From the listing below, extract every line in which the word "this" appears.

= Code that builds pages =
□ □ □ □ □ □ □

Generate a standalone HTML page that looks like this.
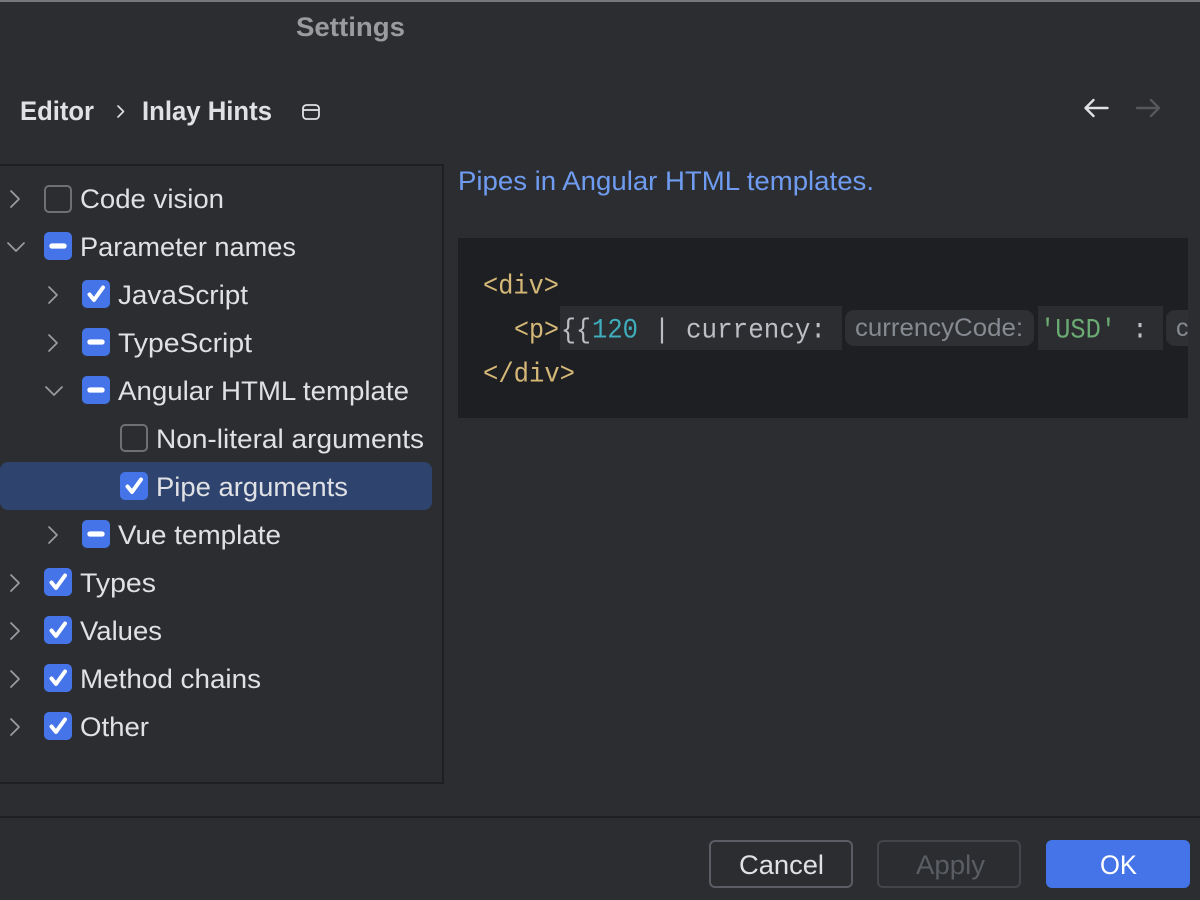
<!DOCTYPE html>
<html>
<head>
<meta charset="utf-8">
<title>Settings</title>
<style>
html,body{margin:0;padding:0;background:#2b2d30;width:1200px;height:900px;overflow:hidden}
svg{display:block;position:absolute;left:0;top:0}
text{font-family:"Liberation Sans",sans-serif;font-size:27px;fill:#dfe1e5}
.b{font-weight:bold}
.m{font-family:"Liberation Mono",monospace;font-size:28px}
.y{fill:#d5b778}
.w{fill:#bcbec4}
.chev{fill:none;stroke:#9a9ca1;stroke-width:1.7;stroke-linecap:round;stroke-linejoin:round}
.ck{fill:none;stroke:#fff;stroke-width:4;stroke-linecap:round;stroke-linejoin:round}
</style>
</head>
<body>
<svg width="1200" height="900" viewBox="0 0 1200 900" xmlns="http://www.w3.org/2000/svg">
<defs>
<g id="on"><rect width="28" height="28" rx="5" fill="#4574e8"/><path class="ck" d="M7.500 14.500l4.500 5.500 9-12.500"/></g>
<g id="mid"><rect width="28" height="28" rx="5" fill="#4574e8"/><rect x="5.300" y="11.400" width="17.400" height="5.200" rx="2.600" fill="#fff"/></g>
<g id="off"><rect x="1" y="1" width="26" height="26" rx="4" fill="none" stroke="#6f7074" stroke-width="2"/></g>
</defs>
<rect width="1200" height="900" fill="#2b2d30"/>
<rect width="1200" height="2" fill="#77787c"/>

<text class="b" x="296" y="36" style="fill:#9a9b9f" textLength="109" lengthAdjust="spacingAndGlyphs">Settings</text>

<text class="b" x="20" y="120" textLength="74" lengthAdjust="spacingAndGlyphs">Editor</text>
<path d="M118 106l5.500 5.500-5.500 5.500" fill="none" stroke="#dfe1e5" stroke-width="1.600" stroke-linecap="round" stroke-linejoin="round"/>
<text class="b" x="142" y="120" textLength="130" lengthAdjust="spacingAndGlyphs">Inlay Hints</text>
<rect x="303" y="105" width="16" height="14" rx="3.500" fill="none" stroke="#dfe1e5" stroke-width="1.800"/>
<path d="M303 110h16" stroke="#dfe1e5" stroke-width="1.800"/>

<path d="M1107.500 108h-22M1093.500 100l-8 8 8 8" fill="none" stroke="#dfe1e5" stroke-width="2.400" stroke-linecap="round" stroke-linejoin="round"/>
<path d="M1137 108h22M1151 100l8 8-8 8" fill="none" stroke="#55575b" stroke-width="2.400" stroke-linecap="round" stroke-linejoin="round"/>

<path d="M0 165h443v618H0" fill="none" stroke="#1e1f22" stroke-width="2"/>
<rect x="0" y="462" width="432" height="48" rx="8" fill="#2e436e"/>

<path class="chev" d="M11 191l8 8-8 8"/>
<use href="#off" x="44" y="185"/>
<text x="80" y="208" textLength="144" lengthAdjust="spacingAndGlyphs">Code vision</text>

<path class="chev" d="M8 243l8 8 8-8"/>
<use href="#mid" x="44" y="232"/>
<text x="80" y="256" textLength="216" lengthAdjust="spacingAndGlyphs">Parameter names</text>

<path class="chev" d="M49 287l8 8-8 8"/>
<use href="#on" x="82" y="280"/>
<text x="118" y="304" textLength="130" lengthAdjust="spacingAndGlyphs">JavaScript</text>

<path class="chev" d="M49 335l8 8-8 8"/>
<use href="#mid" x="82" y="328"/>
<text x="118" y="352" textLength="134" lengthAdjust="spacingAndGlyphs">TypeScript</text>

<path class="chev" d="M46 387l8 8 8-8"/>
<use href="#mid" x="82" y="376"/>
<text x="118" y="400" textLength="291" lengthAdjust="spacingAndGlyphs">Angular HTML template</text>

<use href="#off" x="120" y="424"/>
<text x="156" y="448" textLength="268" lengthAdjust="spacingAndGlyphs">Non-literal arguments</text>

<use href="#on" x="120" y="472"/>
<text x="156" y="496" textLength="192" lengthAdjust="spacingAndGlyphs">Pipe arguments</text>

<path class="chev" d="M49 527l8 8-8 8"/>
<use href="#mid" x="82" y="520"/>
<text x="118" y="544" textLength="163" lengthAdjust="spacingAndGlyphs">Vue template</text>

<path class="chev" d="M11 575l8 8-8 8"/>
<use href="#on" x="44" y="568"/>
<text x="80" y="592" textLength="76" lengthAdjust="spacingAndGlyphs">Types</text>

<path class="chev" d="M11 623l8 8-8 8"/>
<use href="#on" x="44" y="616"/>
<text x="80" y="640" textLength="82" lengthAdjust="spacingAndGlyphs">Values</text>

<path class="chev" d="M11 671l8 8-8 8"/>
<use href="#on" x="44" y="664"/>
<text x="80" y="688" textLength="181" lengthAdjust="spacingAndGlyphs">Method chains</text>

<path class="chev" d="M11 719l8 8-8 8"/>
<use href="#on" x="44" y="712"/>
<text x="80" y="736" textLength="69" lengthAdjust="spacingAndGlyphs">Other</text>

<text x="458" y="190" style="fill:#6f9cf0" textLength="416" lengthAdjust="spacingAndGlyphs">Pipes in Angular HTML templates.</text>

<rect x="458" y="238" width="730" height="180" fill="#1e1f22"/>
<rect x="560" y="306" width="282" height="44" fill="#2b2d30"/>
<rect x="1038" y="306" width="125" height="44" fill="#2b2d30"/>
<rect x="845" y="310" width="189" height="36" rx="9" fill="#2f3033"/>
<path d="M1188 310h-13a9 9 0 0 0-9 9v18a9 9 0 0 0 9 9h13z" fill="#2f3033"/>

<text class="m y" x="483" y="293.500" textLength="76" lengthAdjust="spacingAndGlyphs">&lt;div&gt;</text>
<text class="m y" x="514" y="337.500" textLength="45" lengthAdjust="spacingAndGlyphs">&lt;p&gt;</text>
<text class="m w" x="561" y="337.500" textLength="30" lengthAdjust="spacingAndGlyphs">{{</text>
<text class="m" x="592" y="337.500" style="fill:#3fadbb" textLength="46" lengthAdjust="spacingAndGlyphs">120</text>
<text class="m w" x="654" y="337.500" textLength="16" lengthAdjust="spacingAndGlyphs">|</text>
<text class="m w" x="686" y="337.500" textLength="140" lengthAdjust="spacingAndGlyphs">currency:</text>
<text x="855" y="336" style="fill:#868a91;font-size:25px" textLength="168" lengthAdjust="spacingAndGlyphs">currencyCode:</text>
<text class="m" x="1040" y="337.500" style="fill:#6aab73" textLength="76" lengthAdjust="spacingAndGlyphs">'USD'</text>
<text class="m w" x="1132" y="337.500" textLength="16" lengthAdjust="spacingAndGlyphs">:</text>
<text x="1176" y="336" style="fill:#868a91;font-size:25px">c</text>
<rect x="1188" y="300" width="12" height="50" fill="#2b2d30"/>
<text class="m y" x="483" y="381.500" textLength="92" lengthAdjust="spacingAndGlyphs">&lt;/div&gt;</text>

<rect x="0" y="816" width="1200" height="2" fill="#1e1f22"/>

<rect x="710" y="841" width="142" height="46" rx="5" fill="none" stroke="#5a5d63" stroke-width="2"/>
<text x="739" y="874" textLength="85" lengthAdjust="spacingAndGlyphs">Cancel</text>
<rect x="878" y="841" width="142" height="46" rx="5" fill="none" stroke="#43454a" stroke-width="2"/>
<text x="916" y="874" style="fill:#5a5d63" textLength="69" lengthAdjust="spacingAndGlyphs">Apply</text>
<rect x="1046" y="840" width="144" height="48" rx="6" fill="#4574e8"/>
<text x="1100" y="874" style="fill:#fff" textLength="37" lengthAdjust="spacingAndGlyphs">OK</text>
</svg>
</body>
</html>
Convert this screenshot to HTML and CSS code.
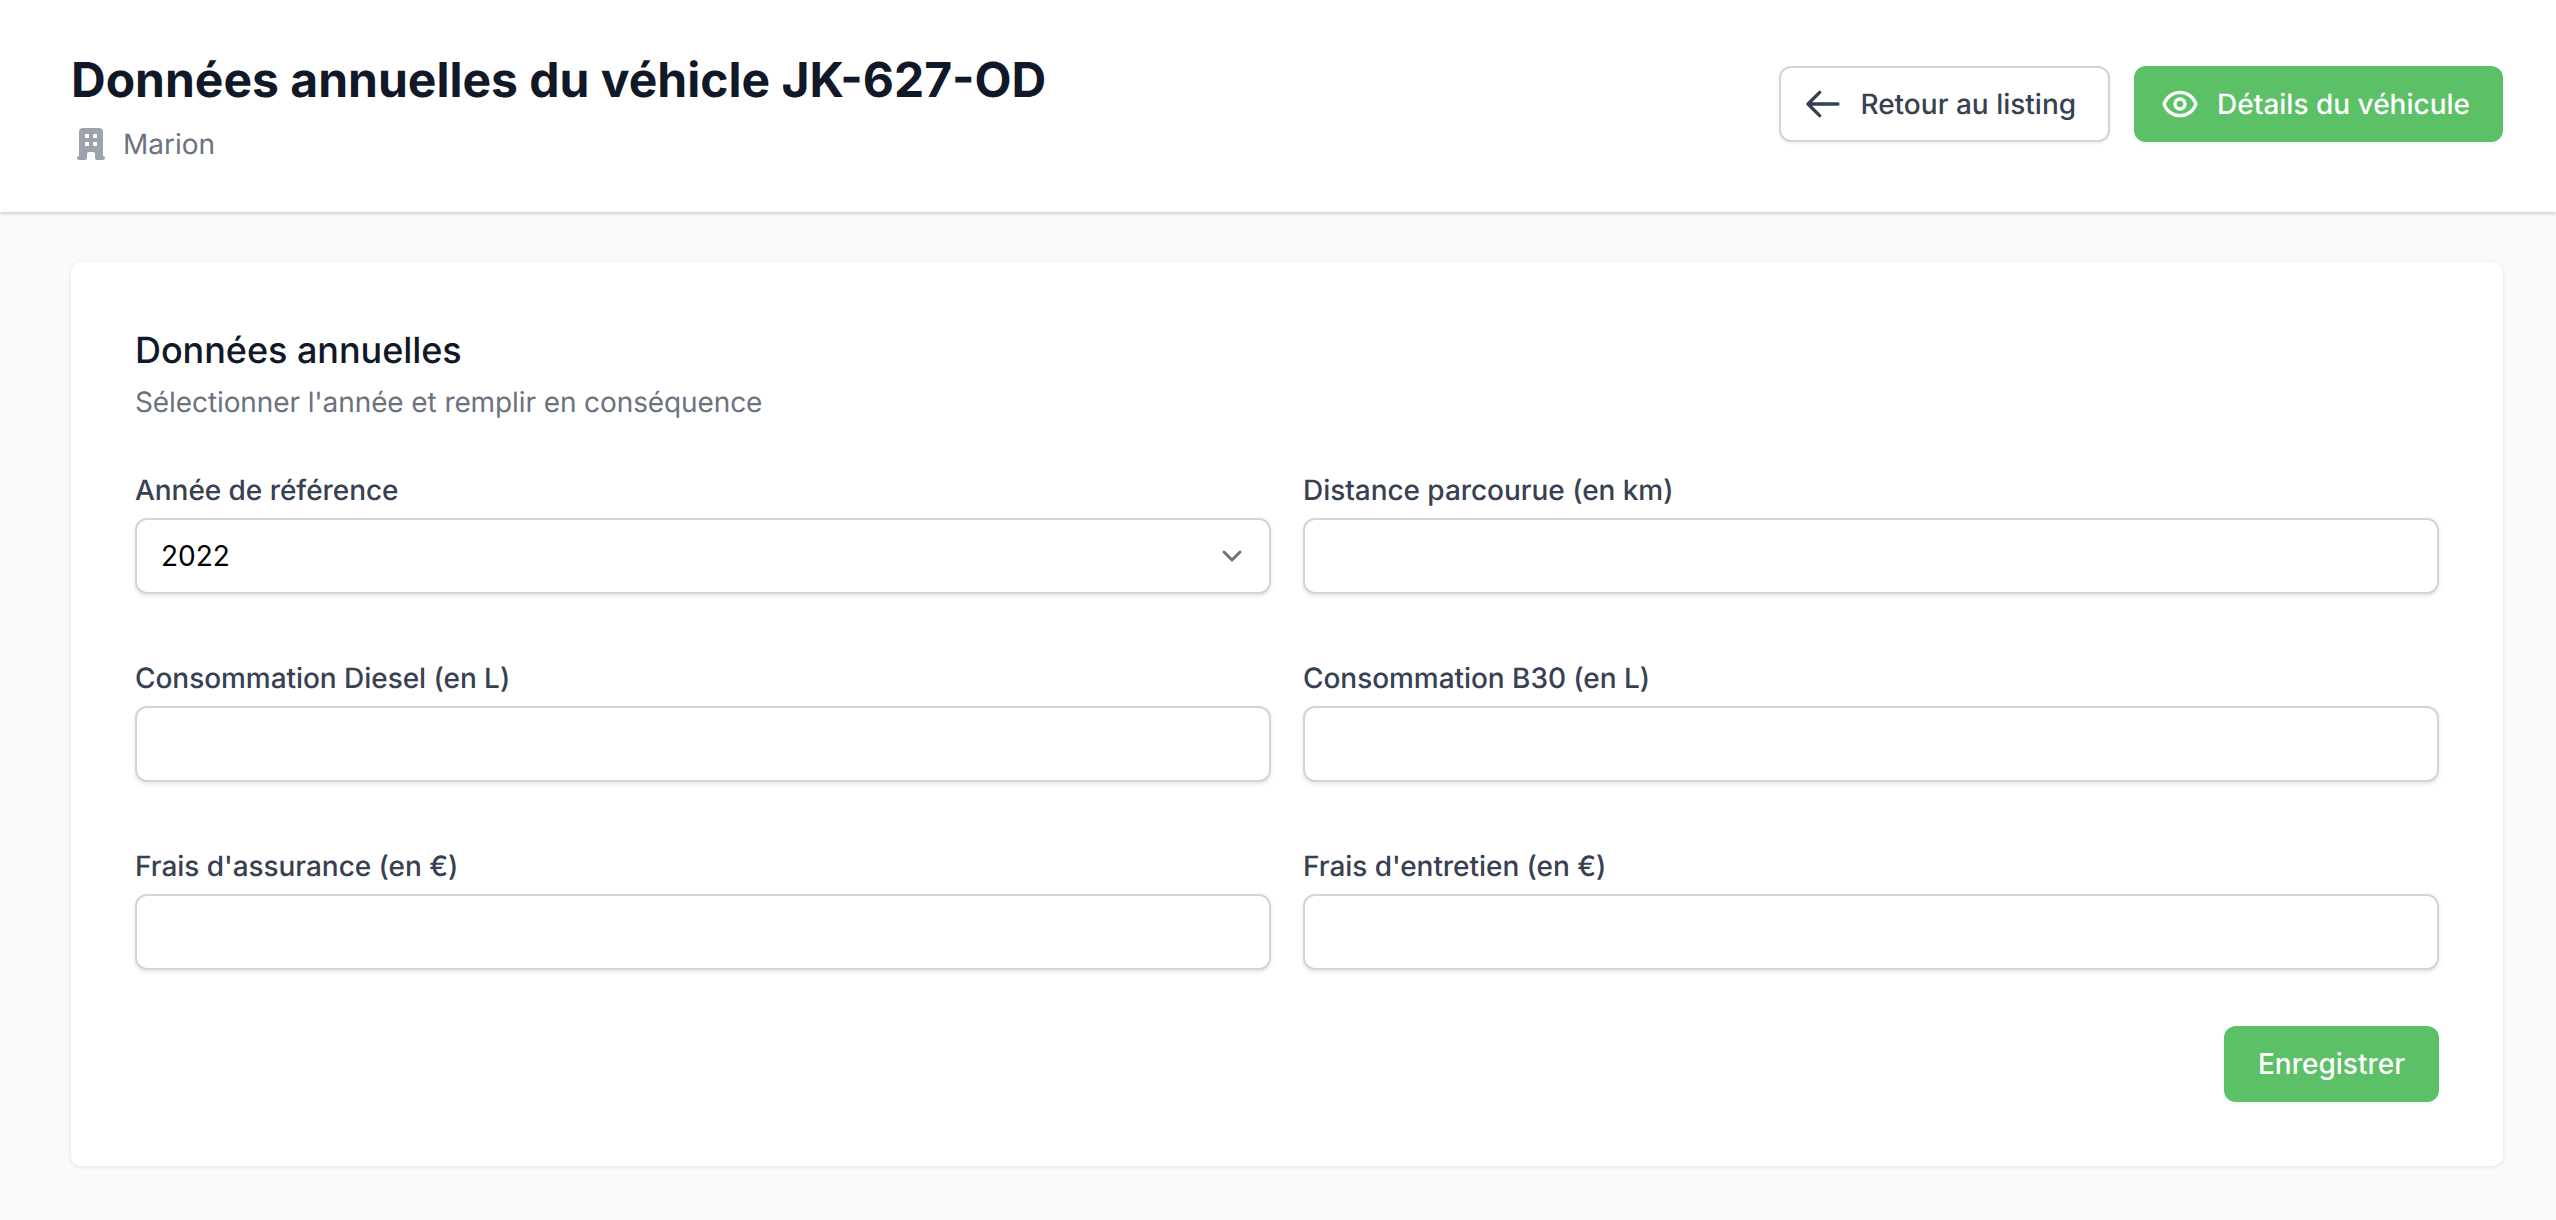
FILE: index.html
```html
<!DOCTYPE html>
<html lang="fr">
<head>
<meta charset="utf-8">
<title>Données annuelles du véhicle JK-627-OD</title>
<link rel="stylesheet" href="styles.css">
</head>
<body>
<header class="topbar">
  <div class="heading">
    <h1 class="title">Données annuelles du véhicle JK-627-OD</h1>
    <div class="meta">
      <svg class="meta-icon" viewBox="0 0 20 20" fill="currentColor"><path fill-rule="evenodd" clip-rule="evenodd" d="M4 4a2 2 0 012-2h8a2 2 0 012 2v12a1 1 0 110 2h-3a1 1 0 01-1-1v-2a1 1 0 00-1-1H9a1 1 0 00-1 1v2a1 1 0 01-1 1H4a1 1 0 110-2V4zm3 1h2v2H7V5zm2 4H7v2h2V9zm2-4h2v2h-2V5zm2 4h-2v2h2V9z"/></svg>
      <span>Marion</span>
    </div>
  </div>
  <div class="actions">
    <a class="btn btn-white" href="#">
      <svg class="btn-icon" viewBox="0 0 24 24" fill="none" stroke="currentColor" stroke-width="2" stroke-linecap="round" stroke-linejoin="round"><path d="M10 19l-7-7m0 0l7-7m-7 7h18"/></svg>
      Retour au listing
    </a>
    <a class="btn btn-green" href="#">
      <svg class="btn-icon" viewBox="0 0 24 24" fill="none" stroke="currentColor" stroke-width="2" stroke-linecap="round" stroke-linejoin="round"><path d="M15 12a3 3 0 11-6 0 3 3 0 016 0z"/><path d="M2.458 12C3.732 7.943 7.523 5 12 5c4.478 0 8.268 2.943 9.542 7-1.274 4.057-5.064 7-9.542 7-4.477 0-8.268-2.943-9.542-7z"/></svg>
      Détails du véhicule
    </a>
  </div>
</header>
<main class="content">
  <form class="card">
    <h2 class="card-title">Données annuelles</h2>
    <p class="card-sub">Sélectionner l'année et remplir en conséquence</p>
    <div class="fields">
      <div class="field">
        <label class="label" for="annee">Année de référence</label>
        <div class="select-wrap">
          <select class="control select" id="annee"><option>2022</option></select>
          <svg class="chevron" viewBox="0 0 20 20" fill="none" stroke="currentColor" stroke-width="1.5" stroke-linecap="round" stroke-linejoin="round"><path d="M6 8l4 4 4-4"/></svg>
        </div>
      </div>
      <div class="field">
        <label class="label" for="distance">Distance parcourue (en km)</label>
        <input class="control" id="distance" type="text">
      </div>
      <div class="field">
        <label class="label" for="diesel">Consommation Diesel (en L)</label>
        <input class="control" id="diesel" type="text">
      </div>
      <div class="field">
        <label class="label" for="b30">Consommation B30 (en L)</label>
        <input class="control" id="b30" type="text">
      </div>
      <div class="field">
        <label class="label" for="assurance">Frais d'assurance (en €)</label>
        <input class="control" id="assurance" type="text">
      </div>
      <div class="field">
        <label class="label" for="entretien">Frais d'entretien (en €)</label>
        <input class="control" id="entretien" type="text">
      </div>
    </div>
    <div class="form-actions">
      <button class="btn btn-green btn-save" type="button">Enregistrer</button>
    </div>
  </form>
</main>
</body>
</html>
```

FILE: styles.css
```css
* { box-sizing: border-box; }
html, body { margin: 0; padding: 0; }
body {
  height: 1220px;
  overflow: hidden;
  background: #f9fafb;
  font-family: Inter, "Liberation Sans", sans-serif;
  color: #111827;
  text-rendering: geometricPrecision;
}
.topbar {
  height: 212px;
  padding: 0 53px 4px 71px;
  background: #fff;
  display: flex;
  align-items: center;
  justify-content: space-between;
  box-shadow: 0 2px 3px rgba(0, 0, 0, 0.16);
  position: relative;
}
.heading { margin-top: 6px; }
.title {
  margin: 0;
  font-size: 48px;
  line-height: 60px;
  font-weight: 700;
  color: #111827;
}
.meta {
  margin-top: 14px;
  display: flex;
  align-items: center;
  gap: 12px;
  font-size: 28px;
  line-height: 40px;
  color: #6b7280;
}
.meta-icon { width: 40px; height: 40px; color: #9ca3af; }
.actions { display: flex; gap: 24px; }
.btn {
  height: 76px;
  display: inline-flex;
  align-items: center;
  gap: 17px;
  border-radius: 12px;
  font-family: inherit;
  font-size: 28px;
  font-weight: 500;
  text-decoration: none;
  box-shadow: 0 2px 3px rgba(0, 0, 0, 0.06);
}
.btn-white {
  padding: 0 32px 0 22px;
  background: #fff;
  border: 2px solid #d1d5db;
  color: #374151;
}
.btn-green {
  padding: 0 33px 0 26px;
  background: #5cc066;
  border: 0;
  color: #fff;
}
.btn-icon { width: 40px; height: 40px; flex: none; }
.content { padding: 50px 53px 0 71px; }
.card {
  padding: 64px;
  background: #fff;
  border-radius: 10px;
  box-shadow: 0 1px 4px rgba(0, 0, 0, 0.1);
}
.card-title {
  margin: 0;
  font-size: 36px;
  line-height: 48px;
  font-weight: 500;
  letter-spacing: -0.05px;
  color: #111827;
}
.card-sub {
  margin: 8px 0 0;
  font-size: 28px;
  line-height: 40px;
  letter-spacing: -0.1px;
  color: #6b7280;
}
.fields {
  margin-top: 48px;
  display: grid;
  grid-template-columns: 1fr 1fr;
  column-gap: 32px;
  row-gap: 64px;
}
.label {
  display: block;
  font-size: 28px;
  font-weight: 500;
  line-height: 40px;
  letter-spacing: -0.05px;
  color: #374151;
  margin-bottom: 8px;
}
.control {
  display: block;
  width: 100%;
  height: 76px;
  padding: 0 24px;
  background: #fff;
  border: 2px solid #d1d5db;
  border-radius: 12px;
  box-shadow: 0 2px 4px rgba(0, 0, 0, 0.1);
  font-family: inherit;
  font-size: 28px;
  color: #000;
  outline: none;
}
.select { appearance: none; -webkit-appearance: none; }
.select-wrap { position: relative; }
.chevron {
  position: absolute;
  right: 19px;
  top: 18px;
  width: 40px;
  height: 40px;
  color: #6b7280;
  pointer-events: none;
}
.form-actions { margin-top: 56px; display: flex; justify-content: flex-end; }
.btn-save { padding: 0 34px; }
```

□ □ □ □ □ □ □

= RESULT OF THE TASK =
Generate a standalone HTML page that looks like this.
Convert this screenshot to HTML and CSS code.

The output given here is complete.